Flip through Vanity Faire, Vogue, Glamour, Elle, People, Us, or whatever popular rag you choose and astonishingly you’ll discover that the Liberation movements of the 60s apparently never happened.  You’ll find most women are young and blonde–still. Black woman are rare and have Caucasian-style straight hair and the few Asians are lovely sylph-like creatures—more Geisha than real.  Latinas?  Almost absent—Jennifer Lopez does the trick for the Americas, doesn’t she, after all?

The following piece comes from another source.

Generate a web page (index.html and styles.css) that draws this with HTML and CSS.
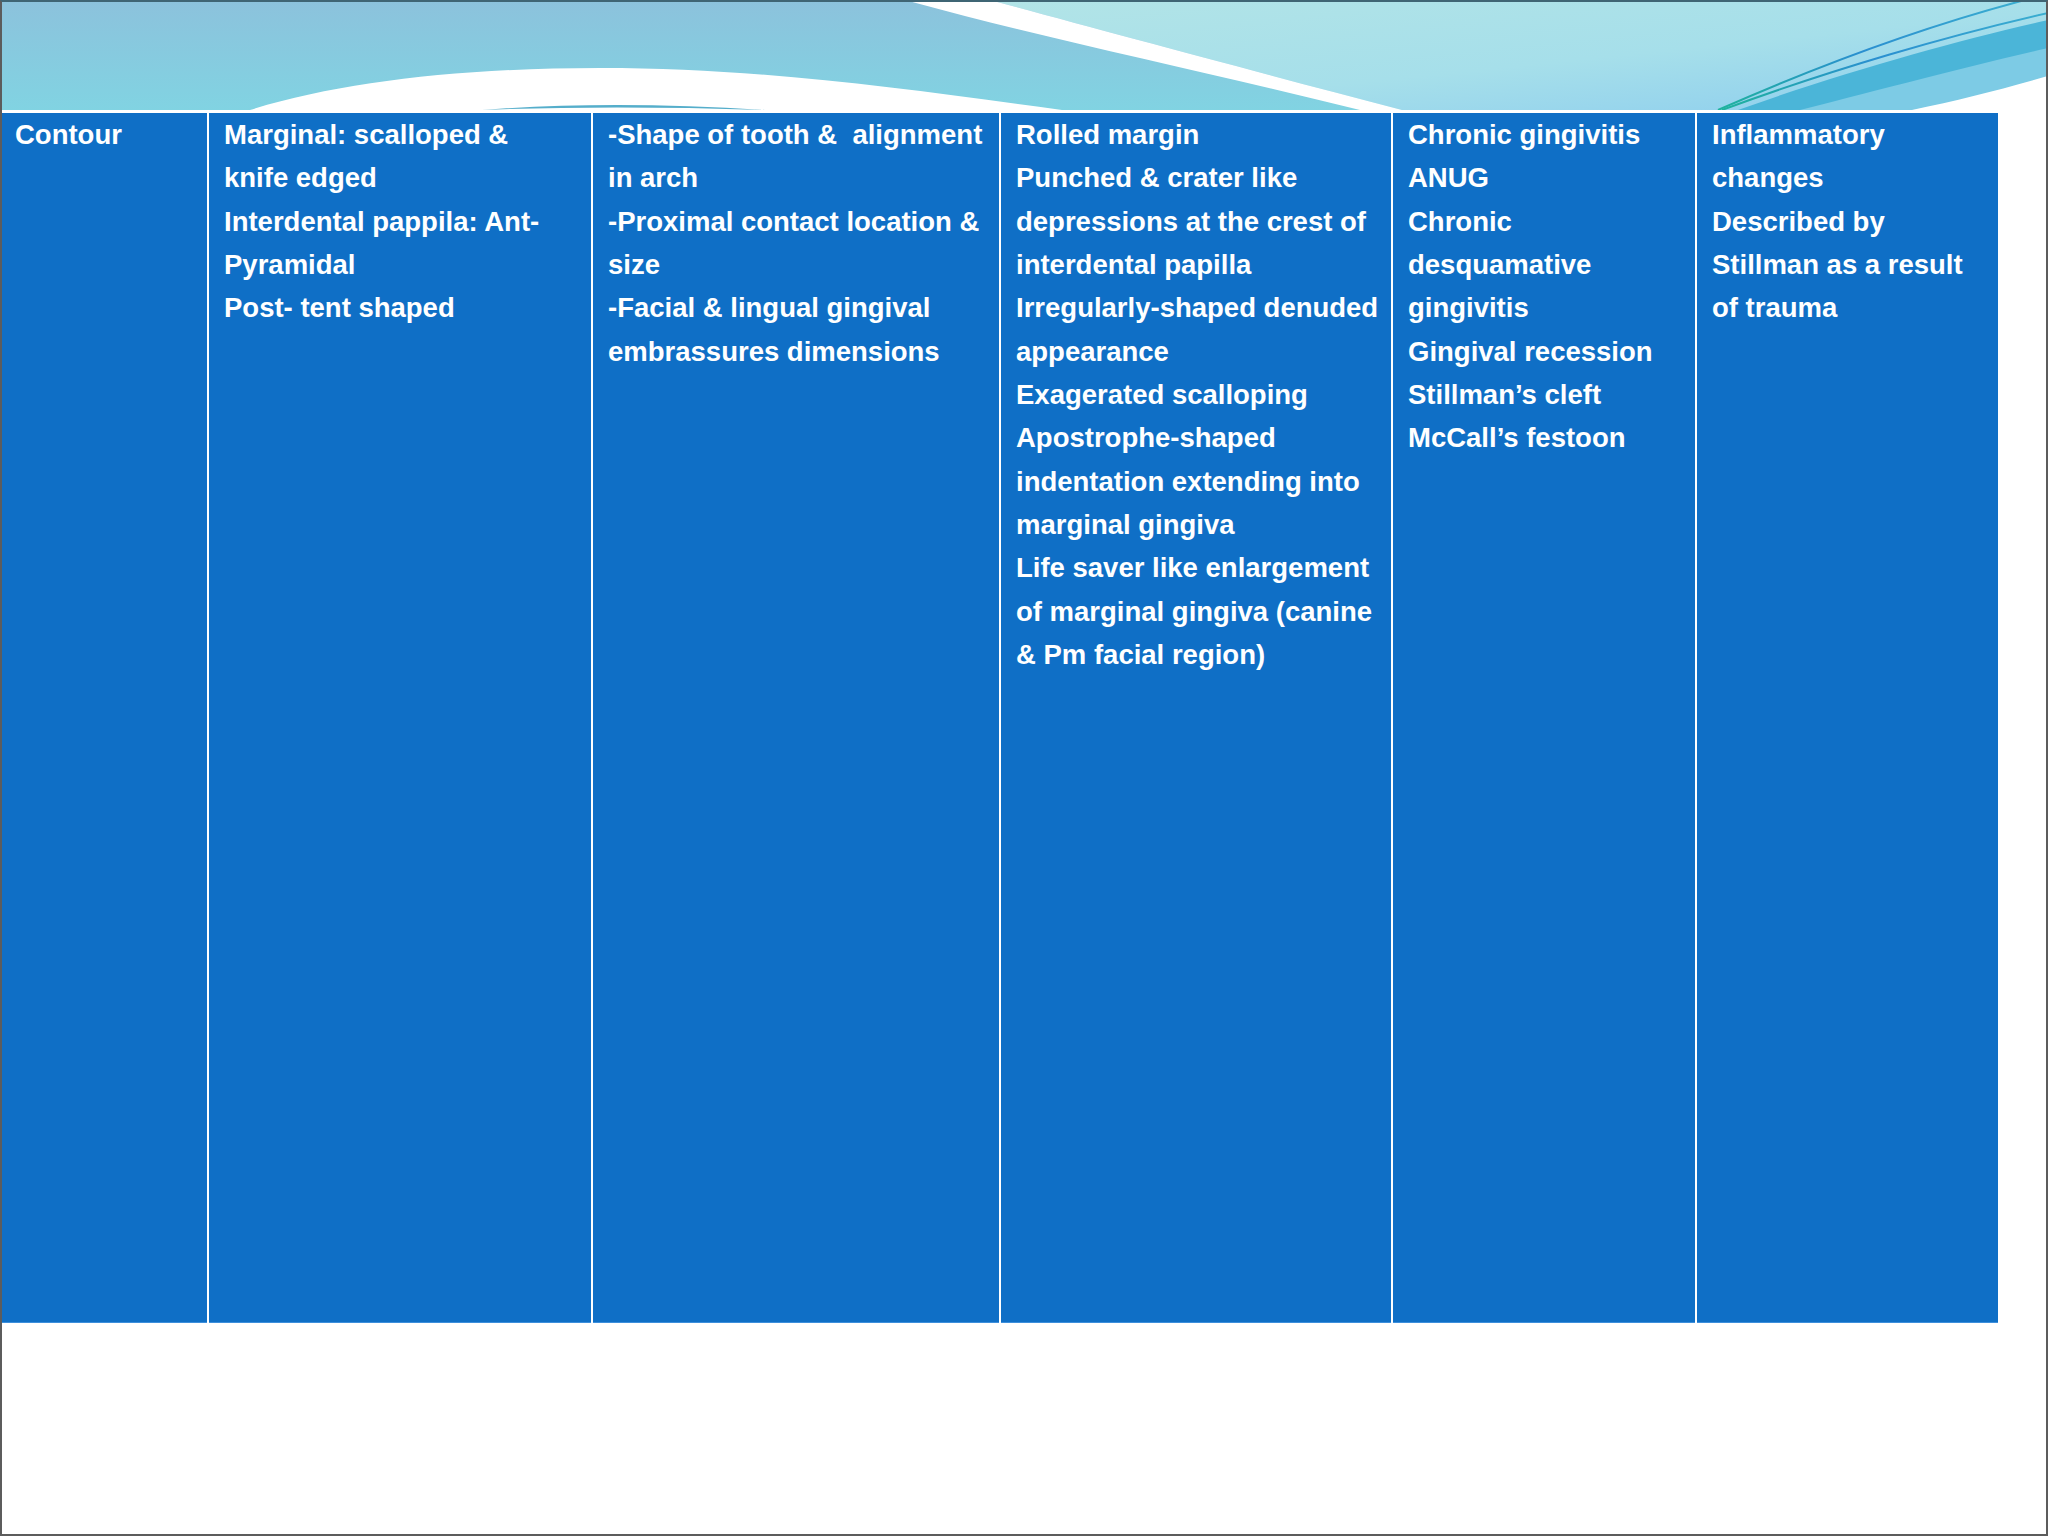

In this age we have media-grabbing Palin and her “don’t tax me” Tea Partiers who want to vanish the last fifty years, who  would like us to return to the nice world of Father Knows Best and Leave It to Beaver—an utterly white world where Black people are still in the kitchen, where Latinos are still in Mexico or wherever they’re from and Asians haven’t really gotten on the boat yet.  Ah yes, the delightful world of cottages with big lawns, cocker spaniel puppies and country clubs down the street, a world of Ivy League privilege of the very very few.  It was a pre-Feminist, pre-multicultural world, a world where no one would think of sitting in where they weren’t welcome, a world of proper courtesy and everyone had a place in society—a safe world where corporations were just growing into their megalithic own but where the small town and the local business were the ideal to which the well-off white people—just like all the pretty people in the ads of 2010– strived—pre-Beatnik—pre-Hippie—pre-antiwar protest,  pre-Civil Rights, pre-everything that jarred the white world out its smug complacency and absolute power.